Greentech Lead Asia: Global revenue for solar PV, wind
power, and biofuels reached $246.1 billion in 2011, an increase of 31 percent
from $188.1 billion in 2010.
Clean-energy markets struggled against a tough economic
and political climate, increased industry consolidation, and downward pricing
pressures on manufacturers to reach this growth. This expansion came from
double-digit growth rates for both wind and solar deployment globally.

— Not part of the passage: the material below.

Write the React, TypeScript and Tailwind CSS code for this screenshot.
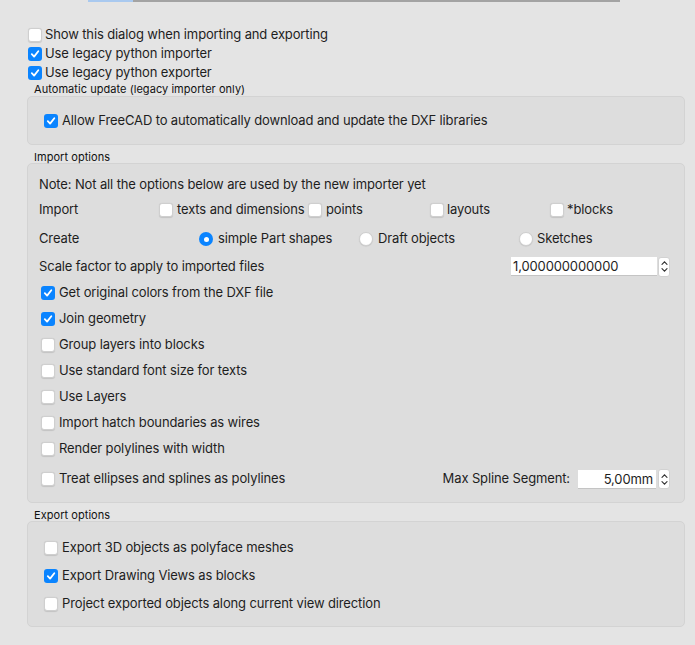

The market for solar photovoltaics including modules,
system components, and installation increased from $71.2 billion in 2010 to
$91.6 billion in 2011. While total market revenues were up 29 percent,
installations increased more than 69 percent from 15.6 gigawatts in 2010 to
more than 26 GW last year. This 40-point discrepancy was due to declining solar
costs.
According to Clean Edge, despite this continued market
expansion, clean energy in 2011 is likely to be remembered for the now-infamous
Solyndra bankruptcy.
“Last year saw many in the clean-tech community caught
off guard, as the industry became a modern-day whipping boy. The attacks,
offered up in sound bite-sized nuggets delivered more for impact than accuracy,
overlooked the fact that many clean-energy technologies are becoming
increasingly cost-competitive, central to the expansion of energy markets in
places like China, Japan, and Germany, and a critical hedge against more
volatile forms of traditional energy,” said Ron Pernick, Clean Edge co-founder
and managing director.
Wind power totaled $71.5 billion in 2011, up 18 percent
from $60.5 billion the prior year, and is projected to reach $116.3 billion in
2021. Last year’s global wind power installations equaled 41.6 GW, the largest
year for global installations on record.
China remained the global leader in new installations for
the fourth year in a row, installing more than 40 percent of all global wind
capacity, or 18 GW in total.
Biofuels reached $83 billion in 2011, up from $56.4
billion 2010. Bucking solar and wind’s declining cost trends, this increase was
mostly due to a rise in ethanol and biodiesel prices, the result of higher
costs for feedstock commodities – mainly sugar for ethanol and rapeseed and
other vegetable oils for biodiesel.
U.S.-based venture capital investments in clean tech
increased 30 percent from $5.1 billion in 2010 to $6.6 billion in 2011.
Clean Edge analysis found that clean-tech’s percentage of
total U.S. venture capital investments accounted for a record 23.2 percent of
total U.S. venture activity last year.